General guidance from tire manufacturers recommends checking tire pressure monthly. Pressure changes with time and temperature, and underinflated tires can affect wear, efficiency, and handling.
4. How often should tires be rotated?
Tire makers commonly recommend rotating tires according to the vehicle manufacturer’s schedule or around every 5,000 miles as a general benchmark. Regular rotation helps promote even tread wear and can extend tire life.
5. What are the signs that a vehicle may need an alignment?
Common signs include uneven tire wear, pulling to one side, a steering wheel that feels off-center, or handling that feels inconsistent. Misalignment can shorten tire life and may also point to suspension or steering issues.
6. How often should brakes be inspected?
Brake inspections should follow the owner’s manual, and AAA notes they are commonly checked at least every tire rotation. Brake fluid may also require replacement at a specified interval, often around every two years.
7. What seasonal vehicle checks matter most?

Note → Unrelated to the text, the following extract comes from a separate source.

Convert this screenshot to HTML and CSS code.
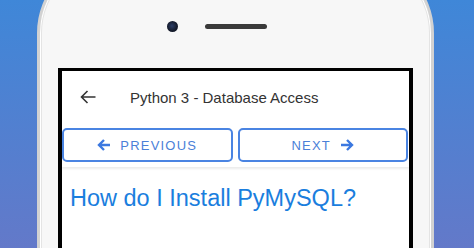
FILE: index.html
```html
<!DOCTYPE html>
<html lang="en">
<head>
    <meta charset="UTF-8">
    <meta name="viewport" content="width=device-width, initial-scale=1.0">
    <title>Python 3 - Database Access</title>
    <link rel="stylesheet" href="styles.css">
</head>
<body>
    <!-- Marco del teléfono -->
    <div class="phone">
        <div class="phone-top">
            <span class="camera"></span>
            <span class="speaker"></span>
        </div>

        <!-- Pantalla -->
        <div class="screen">
            <header class="app-bar">
                <svg class="back" width="16" height="14" viewBox="0 0 16 14">
                    <path d="M15.5 7H1.5M7.5 1L1.5 7l6 6" fill="none" stroke="#333" stroke-width="1.6"/>
                </svg>
                <h1>Python 3 - Database Access</h1>
            </header>

            <nav class="pager">
                <button class="btn-nav">
                    <svg width="14" height="12" viewBox="0 0 14 12">
                        <path d="M13 6H2M7 1L2 6l5 5" fill="none" stroke="#3b78e0" stroke-width="2.4"/>
                    </svg>
                    Previous
                </button>
                <button class="btn-nav">
                    Next
                    <svg width="14" height="12" viewBox="0 0 14 12">
                        <path d="M1 6h11M7 1l5 5-5 5" fill="none" stroke="#3b78e0" stroke-width="2.4"/>
                    </svg>
                </button>
            </nav>

            <h2 class="question">How do I Install PyMySQL?</h2>
        </div>
    </div>
</body>
</html>
```

FILE: styles.css
```css
/* Fondo general */
body {
    margin: 0;
    height: 248px;
    overflow: hidden;
    background: linear-gradient(to bottom, #3f87d8, #6379c9);
    font-family: 'Liberation Sans', Arial, sans-serif;
}

.phone {
    box-sizing: border-box;
    width: 397px;
    height: 420px;
    margin: -45px 0 0 37px;
    background-color: #f7f7f7;
    border: 3px solid #d2d2d2;
    border-radius: 78px;
    box-shadow: inset 0 0 0 1px #fff, inset 0 0 0 2px #e4e4e4;
}

.phone-top {
    display: flex;
    align-items: center;
    justify-content: center;
    height: 11px;
    margin-top: 63px;
    position: relative;
}

.camera {
    position: absolute;
    left: 127px;
    width: 11px;
    height: 11px;
    border-radius: 50%;
    background: radial-gradient(circle at 45% 45%, #2c3e66 0, #141a2a 60%);
}

.speaker {
    width: 62px;
    height: 5px;
    margin-left: 1px;
    border-radius: 3px;
    background-color: #3a3a3a;
}

.screen {
    box-sizing: border-box;
    width: 355px;
    height: 300px;
    margin: 36px 0 0 18px;
    background: #fff;
    border: 4px solid #000;
    border-bottom: none;
    border-top-width: 3px;
}

.app-bar {
    display: flex;
    align-items: center;
    height: 52px;
    padding-left: 18px;
}

.app-bar h1 {
    margin: 0 0 0 34px;
    font-size: 15px;
    font-weight: normal;
    color: #333;
}

.pager {
    display: flex;
    gap: 5px;
    padding: 5px 1px 5px 0;
    box-shadow: 0 2px 2px rgba(0, 0, 0, 0.08);
}

.btn-nav {
    flex: 1;
    display: flex;
    align-items: center;
    justify-content: center;
    gap: 9px;
    height: 34px;
    padding: 0;
    background: #fff;
    border: 2px solid #4a84e2;
    border-radius: 5px;
    color: #4a80d8;
    font-family: inherit;
    font-size: 13px;
    letter-spacing: 1.2px;
    text-transform: uppercase;
}

.question {
    margin: 18px 0 0 8px;
    font-size: 23.5px;
    font-weight: normal;
    color: #1a7ede;
}
```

Seasonal checks should include battery condition, tire pressure and tread, fluid levels, cooling system readiness, wiper blades, and general inspection of critical safety items. Weather changes can affect performance, especially in batteries and tires.
8. Does cold weather really affect battery performance?
Yes. Cold weather can reduce battery effectiveness in conventional vehicles and can also reduce range in electric vehicles. The Department of Energy notes that EV range can drop significantly in freezing temperatures, which makes preparation and charging habits more important in winter.
9. Why are fluid checks still so important?
Fluids support core vehicle functions, including engine protection, braking, visibility, and temperature control. Ignoring low or degraded fluids can contribute to breakdowns, poor performance, and avoidable wear.
10. Is preventive maintenance really worth it for casual drivers?
Yes. Preventive maintenance is usually less expensive and less disruptive than unexpected repairs. Even for casual drivers, basic habits like checking tires, monitoring battery condition, and following service intervals can improve reliability and help avoid larger repair costs later.